I tried the standard fix action: a reboot. This caused it to get as far as the “Shutting Down” down screen, but no further. Eventually I had to kill the power. Once it booted up, though, it was back on the Internet. For a while. I tried to adjust some of the network options for it, but the network options screen froze as soon as I tried to change anything. So I went into Device Manager to try to uninstall the driver so that it would reinstall upon reboot. Device Manager froze. I rebooted. Stuck and “Shutting Down.”
After the reboot, it was back to normal, so I took advantage of the brief window of opportunity to try to locate a new driver. None available. The loss of connectivity would happen at random times, and would always cause the failure to actually shut down and reboot, and even began interfering with transferring files to and from a USB drive.
I searched in vain – on the other computers – for an answer online.
Meanwhile I was dealing with some post-upgrade issues on Hugin, though those were less severe. However, I do have on major problem: Photoshop isn’t recognizing the pressure-sensitivity of my Cintiq. This is a very big deal, as even the lightest press results in a thick, flat line. Pressure-sensitivity is working in other applications – including other Adobe apps, like Illustrator – but not in Photoshop. Not sure what to do about that one, since, as usual, the Internet is no help.
In any case, to resolve the wireless issue on Munin I decided to just disable the built-in adapter and use one of my old USB adapters. I didn’t have a flash drive handy, so when I downloaded the drivers for the USB adapter on Hugin I saved them to my network drive, since even when Munin loses Internet access it remains connected to my network. Of course, I had to try to get at Munin during the brief window in which I could go into Device Manager and disable the adapter without it freezing things up.
Naturally – and there’s no way you can convince me that this wasn’t the Universe just straight-up messing with me – the problem had gotten worse and the adapter would no longer connect to my network at all. So I had to grab a flash drive, put the drivers on it – since I could no longer access the network drive from Munin – cut the power, boot into Safe Mode, disable the adapter, reboot, and then install the USB adapter, all of which took much longer than it should have.

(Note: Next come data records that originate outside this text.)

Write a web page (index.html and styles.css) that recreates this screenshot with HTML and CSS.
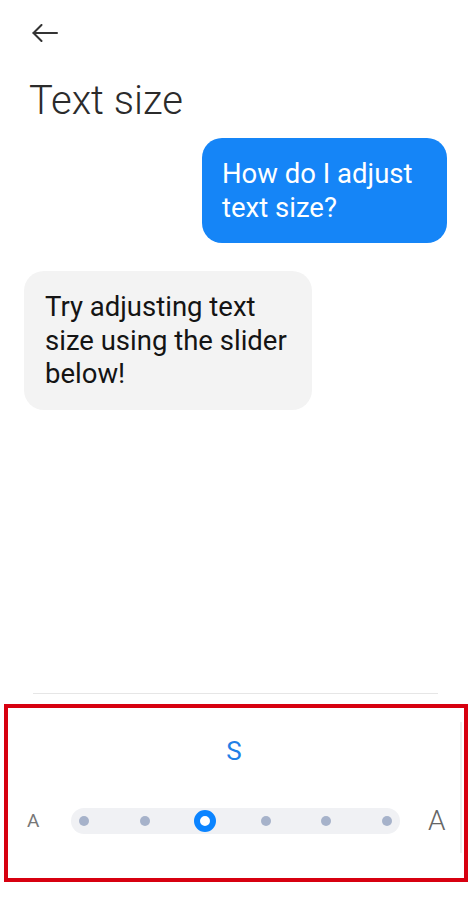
FILE: index.html
```html
<!DOCTYPE html>
<html lang="en">
<head>
<meta charset="utf-8">
<title>Text size</title>
<link rel="stylesheet" href="styles.css">
</head>
<body>
<div class="screen">
  <header class="header">
    <button class="back" aria-label="Back">
      <svg width="26" height="18" viewBox="0 0 26 18" fill="none" stroke="#333" stroke-width="2" stroke-linecap="round" stroke-linejoin="round">
        <path d="M1.5 9 H25"/>
        <path d="M9.5 1 L1.5 9 L9.5 17"/>
      </svg>
    </button>
    <h1 class="title">Text size</h1>
  </header>

  <main class="chat">
    <div class="bubble bubble-out">How do I adjust text size?</div>
    <div class="bubble bubble-in">Try adjusting text size using the slider below!</div>
  </main>

  <div class="divider"></div>

  <section class="panel">
    <div class="size-label">S</div>
    <div class="slider-row">
      <span class="a-small">A</span>
      <div class="track">
        <span class="stop"><span class="dot"></span></span>
        <span class="stop"><span class="dot"></span></span>
        <span class="stop"><span class="dot dot-active"></span></span>
        <span class="stop"><span class="dot"></span></span>
        <span class="stop"><span class="dot"></span></span>
        <span class="stop"><span class="dot"></span></span>
      </div>
      <span class="a-large">A</span>
    </div>
    <div class="scroll-indicator"></div>
  </section>
</div>
</body>
</html>
```

FILE: styles.css
```css
* { box-sizing: border-box; }

html, body {
  margin: 0;
  padding: 0;
  background: #ffffff;
}

body {
  font-family: Roboto, "Noto Sans", "Liberation Sans", sans-serif;
  color: #111;
}

.screen {
  width: 474px;
  height: 922px;
  display: flex;
  flex-direction: column;
}

.header {
  padding: 24px 0 0 0;
}

.back {
  display: block;
  margin-left: 32px;
  padding: 0;
  border: 0;
  background: transparent;
  width: 26px;
  height: 18px;
}

.back svg { display: block; }

.title {
  margin: 35px 0 0 29px;
  font-size: 40px;
  font-weight: 300;
  line-height: 48px;
  color: #2b2b2b;
}

.chat {
  flex: 1;
  display: flex;
  flex-direction: column;
  align-items: flex-start;
  gap: 28px;
  padding-top: 13px;
}

.bubble {
  font-size: 27.5px;
  line-height: 33.5px;
  padding: 19px 18px 19px 21px;
  border-radius: 20px;
}

.bubble-out {
  align-self: flex-end;
  margin-right: 27px;
  width: 245px;
  background: #1585f7;
  color: #ffffff;
  padding-left: 20px;
}

.bubble-in {
  margin-left: 24px;
  width: 288px;
  background: #f3f3f3;
  color: #141414;
}

.divider {
  height: 1px;
  margin: 0 36px 10px 33px;
  background: #e6e6e6;
}

.panel {
  position: relative;
  height: 178px;
  margin: 0 6px 40px 4px;
  border: 4px solid #d70010;
  display: flex;
  flex-direction: column;
  align-items: stretch;
}

.size-label {
  margin-top: 28px;
  text-align: center;
  font-size: 26px;
  line-height: 30px;
  color: #1f80e6;
  padding-right: 4px;
}

.slider-row {
  margin-top: 39px;
  display: flex;
  align-items: center;
  padding-left: 19px;
}

.a-small {
  font-size: 19px;
  line-height: 22px;
  color: #777;
  width: 13px;
}

.track {
  margin-left: 31px;
  width: 329px;
  height: 26px;
  border-radius: 13px;
  background: #f0f1f4;
  display: flex;
  align-items: center;
  justify-content: space-between;
  padding: 0 2px;
}

.stop {
  width: 22px;
  height: 22px;
  display: flex;
  align-items: center;
  justify-content: center;
}

.dot {
  width: 10px;
  height: 10px;
  border-radius: 50%;
  background: #a6b2ca;
}

.dot-active {
  width: 22px;
  height: 22px;
  background: #ffffff;
  border: 6px solid #0b84ff;
}

.a-large {
  margin-left: 28px;
  font-size: 28px;
  font-weight: 300;
  line-height: 32px;
  color: #666;
}

.scroll-indicator {
  position: absolute;
  right: 2px;
  top: 14px;
  width: 2px;
  height: 131px;
  background: #eeeeee;
}
```
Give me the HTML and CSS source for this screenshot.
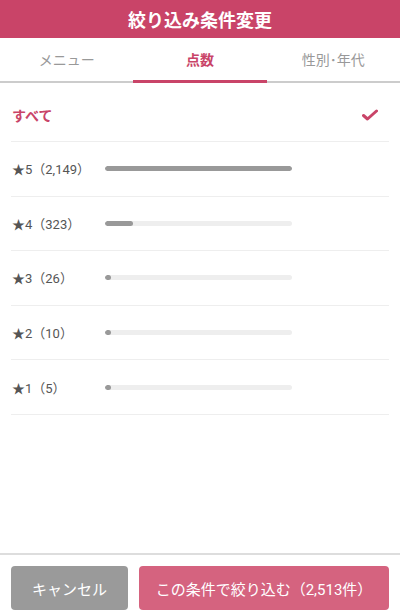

As it stands now, I have the USB adapter in place and things appear to be working. Still trying to figure out the Photoshop problem, though.
Anyway, if this post looks weird it’s because I’m trying the Windows Live Writer, which lets you write blog posts offline and then publish them directly rather than writing them in Word and pasting them into Blogger, or writing directly in Blogger, which has certain drawbacks.